BAI output MUST be uncompressed (not BGZF-wrapped) with magic BAI\x01 (0x42, 0x41, 0x49, 0x01), followed by: n_ref (i32 LE, always equal to the total number of reference sequences in the BAM header), then per-reference: n_bin (i32 LE), for each bin: bin_id (u32 LE) + n_chunk (i32 LE) + chunks (begin/end as u64 LE virtual offsets), then n_intv (i32 LE) + linear index entries (u64 LE virtual offsets). This is the same bin/chunk/linear data as TBI but without BGZF compression, without the TBI column config header, and with a different magic.

index_builder.bai_all_refs

Unlike TBI (r[index_builder.tbi_empty_refs]), BAI output MUST include an entry for every reference sequence in the header, even those with no records. References with no records MUST be written with n_bin=0 and n_intv=0. This matches samtools index behavior and is required because BAI uses tid as a positional index — the reader looks up the Nth entry by seeking past the first N entries, so gaps would cause tid/entry misalignment.
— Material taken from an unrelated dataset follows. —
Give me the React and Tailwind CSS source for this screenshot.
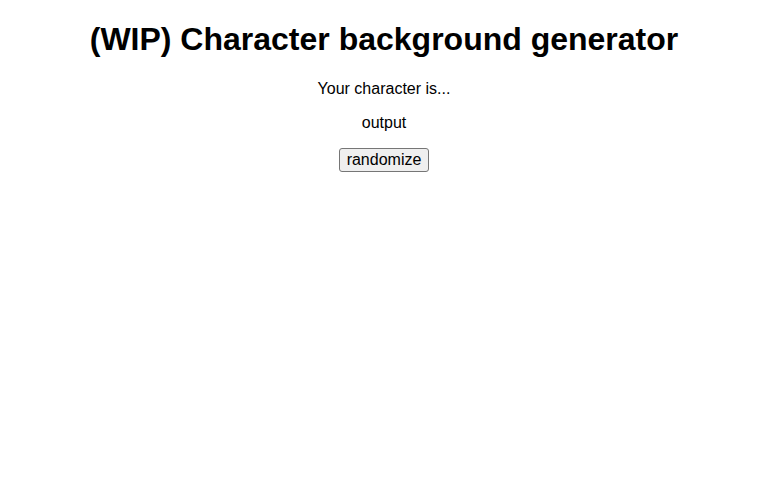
import React, { useState } from "react";

const traits = ["a wandering knight", "a retired pirate", "an exiled noble", "a curious scholar"];

export default function App() {
  const [text, setText] = useState("output");
  return (
    <div className="min-h-screen bg-white text-black text-center text-[16px] leading-[normal] font-['Liberation_Sans',Arial,sans-serif] pt-[21.44px]">
      <h1 className="text-[32px] font-bold leading-[normal] mb-[21.44px]">(WIP) Character background generator</h1>
      <p className="mb-4">Your character is...</p>
      <p className="mb-4">{text}</p>
      <button
        className="bg-[#efefef] border border-[#767676] rounded-[3px] px-[7px] py-[2px] text-[16px] leading-[normal] hover:bg-[#e5e5e5]"
        onClick={() => setText(traits[Math.floor(Math.random() * traits.length)])}
      >
        randomize
      </button>
    </div>
  );
}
index_builder.bai_constructor

IndexBuilder::bai(n_refs) MUST construct a builder configured for BAI output with min_shift=14, depth=5. The header_end_offset parameter is not needed for BAI (it is only used for TBI/CSI to record where the header ends). The builder MUST pre-allocate n_refs empty RefIndexBuilder entries so that write_bai() can emit all references, including those that received no records.

index_builder.bai_write

write_bai<W: Write>(&self, writer: W, n_refs: usize) MUST serialize the accumulated index data into BAI format. The n_refs parameter specifies the total number of reference sequences in the BAM header — this may exceed the number of RefIndexBuilder entries if the builder received records for only a subset of references. For reference indices 0..n_refs, the method MUST emit the builder's data if available, or n_bin=0 and n_intv=0 if not (per r[index_builder.bai_all_refs]). Bins within each reference MUST be written in ascending bin_id order (using BTreeMap iteration, matching htslib's deterministic output). The method MUST validate that finish() was called before writing, returning an error otherwise.